A chance remark about 'Who Wants to Marry a Multi-Millionaire' led to a case of the wedding-bell blues for Fox and an explosion of publicity for the investigative Web site.


Suddenly, everybody loves the Smoking Gun. Well, maybe everybody except Rick Rockwell and Rupert Murdoch.

An Internet site devoted to providing primary source documents from high-profile news stories, the Smoking Gun ( was the first news organization to reveal the checkered dating history of Rockwell, the groom on "Who Wants to Marry a Multi-Millionaire?"

The Smoking Gun's founders, William Bastone and Daniel Green, not only posted copies of a restraining order obtained by one of Rockwell's former girlfriends, but they also obtained the TV couple's marriage license, proving the marriage was real.

They also highlighted how Rockwell used different but similar birth dates on the two documents--which Bastone said gave them pause, until they were able to ascertain it was the same Rick Rockwell on both documents.

Since it was founded in April 1997, the Smoking Gun has had its share of provocative stories, from obtaining the true age of New York Yankee pitcher Orlando "El Duque" Hernandez (he was four years older than he claimed) to publishing the confidentiality agreement Tom Cruise and Nicole Kidman require of their hired help (inadvertent leaks to the press are fined at half the rate of deliberate ones).

But the "Millionaire" scoop, as it is billed on the New York-based site, has generated new traffic highs on the Smoking Gun, with a million page views Feb. 21 and 22. Typically, the site has 1.7 million page views in an entire month.


Not bad for a paper-centric Web site whose journalist founders never bothered to figure out who their target market is. And not bad for a story that started with a buddy's brainstorm after a basketball game.

Jonathan Bowles, research director at the Center for the Urban Future, was eating dinner with Green last month when talk turned to the "Who Wants to Marry" phenomenon, which then appeared to be the next big thing in television programming.

Bowles recalls: "I said, 'It's crazy that no one's written a whole lot about this guy Rick Rockwell, and everyone's enamored of this program, and there's no information. You never know what you'll be able to find; he might have a criminal record or a checkered past.' "

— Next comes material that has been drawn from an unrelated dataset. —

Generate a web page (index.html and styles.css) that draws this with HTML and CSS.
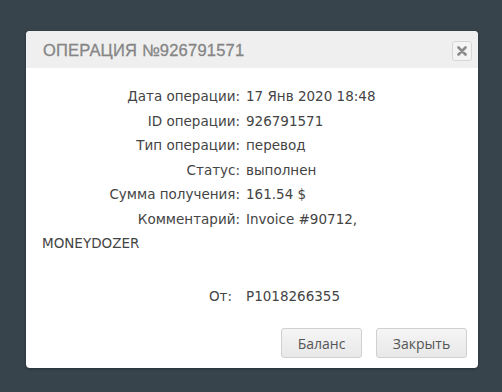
FILE: index.html
```html
<!DOCTYPE html>
<html lang="ru">
<head>
    <meta charset="UTF-8">
    <title>Операция №926791571</title>
    <link rel="stylesheet" href="styles.css">
</head>
<body>
    <div class="modal">
        <div class="modal-header">
            <h3 class="modal-title">Операция №926791571</h3>
            <button class="close-btn" title="Закрыть">
                <svg width="10" height="10" viewBox="0 0 10 10"><path d="M1.5 1.5 L8.5 8.5 M8.5 1.5 L1.5 8.5" stroke="#8a8a8a" stroke-width="2.6" stroke-linecap="round"/></svg>
            </button>
        </div>

        <div class="modal-body">
            <div class="details">
                <div class="label">Дата операции:</div>
                <div class="value">17 Янв 2020 18:48</div>
                <div class="label">ID операции:</div>
                <div class="value">926791571</div>
                <div class="label">Тип операции:</div>
                <div class="value">перевод</div>
                <div class="label">Статус:</div>
                <div class="value">выполнен</div>
                <div class="label">Сумма получения:</div>
                <div class="value">161.54 $</div>
                <div class="label">Комментарий:</div>
                <div class="value">Invoice #90712,</div>
            </div>
            <div class="overflow">MONEYDOZER</div>
            <div class="details details-from">
                <div class="label">От:</div>
                <div class="value">P1018266355</div>
            </div>
        </div>

        <div class="modal-footer">
            <button class="btn">Баланс</button>
            <button class="btn">Закрыть</button>
        </div>
    </div>
</body>
</html>
```

FILE: styles.css
```css
* {
    margin: 0;
    padding: 0;
    box-sizing: border-box;
}

body {
    background: #37444c;
    padding: 31px 24px 0 26px;
    font-family: "DejaVu Sans", "Noto Sans", sans-serif;
    height: 392px;
    overflow: hidden;
}

.modal {
    width: 452px;
    background: #fff;
    border-radius: 4px;
    overflow: hidden;
    box-shadow: 0 1px 3px rgba(0, 0, 0, 0.3);
}

.modal-header {
    height: 37px;
    background: #efefef;
    display: flex;
    align-items: center;
    justify-content: space-between;
    padding: 0 6px 0 17px;
}

.modal-title {
    font-family: "Liberation Sans", Arial, sans-serif;
    font-size: 16.5px;
    font-weight: normal;
    color: #858585;
    letter-spacing: 0.2px;
    text-transform: uppercase;
    padding-top: 1px;
    -webkit-text-stroke: 0.3px #858585;
}

.close-btn {
    width: 20px;
    height: 20px;
    border: 1px solid #d6d6d6;
    border-radius: 3px;
    background: #f4f4f4;
    display: flex;
    align-items: center;
    justify-content: center;
    margin-top: 3px;
}

.modal-body {
    padding: 16px 16px 0 16px;
    color: #444;
    font-size: 13.5px;
    line-height: 24.5px;
}

.details {
    display: grid;
    grid-template-columns: 198px auto;
    column-gap: 6px;
}

.label {
    text-align: right;
}

.details-from {
    grid-template-columns: 190px auto;
    column-gap: 14px;
    margin-top: 28px;
}

.modal-footer {
    display: flex;
    justify-content: flex-end;
    gap: 14px;
    padding: 20px 11px 10px 0;
}

.btn {
    height: 30px;
    padding: 0 14px;
    min-width: 81px;
    font-family: "Open Sans", sans-serif;
    font-size: 14px;
    color: #555;
    background: linear-gradient(#f5f5f5, #e8e8e8);
    border: 1px solid #d0d0d0;
    border-radius: 3px;
}

.btn + .btn {
    min-width: 91px;
}
```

That was the last Bowles was to think about Rockwell for several days, but Green took his idea and ran with it. The next day, even as the program made the news, Green was digging into Rockwell's past.


But unlike other reporters, who checked records in Rockwell's hometown of San Diego, Green decided to look in the Los Angeles area as well, figuring that Rockwell's scant movie resume meant he had logged some time in the area. (Green told Time magazine that his site's L.A. correspondent "is a 25-year-old guy who's got a car, petty cash and directions to Superior Court.")

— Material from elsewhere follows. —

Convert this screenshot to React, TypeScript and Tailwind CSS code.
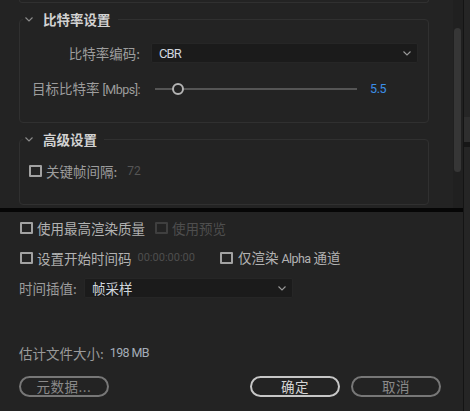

Green, a freelance writer, and Bastone, an investigative reporter for the Village Voice, worked furiously for almost two days, posting the documents Feb. 19. They then decided to try to drum up a little publicity for their enterprise. Bastone called a friend at the New York Daily News, Green called another friend at the New York Post, and they e-mailed Jim Romenesko, whose MediaNews site is a favorite with, well, the media.

The Post picked up the item, and from then on, news organizations throughout the country--and the world, in some cases--credited the Smoking Gun with knocking the wheels off what was shaping up to be Fox Television's runaway hit.


Although the production company behind "Who Wants to Marry" claimed it had done a background check on Rockwell, using a private detective, Bastone is skeptical. "I'm thinking if I'm [Fox owner] Rupert Murdoch, I'm looking into a refund."

After the Smoking Gun's research came to light, Fox decided to back away from the "Who Wants to Marry" concept. It even canceled a scheduled rebroadcast of the original show.

Which leads the Smoking Gun, for once, to ask other journalists for a piece of information.

"We've been waiting for someone to write about what the financial impact is," Bastone says. "We want someone to tell us that our site cost Rupert Murdoch X millions of dollars."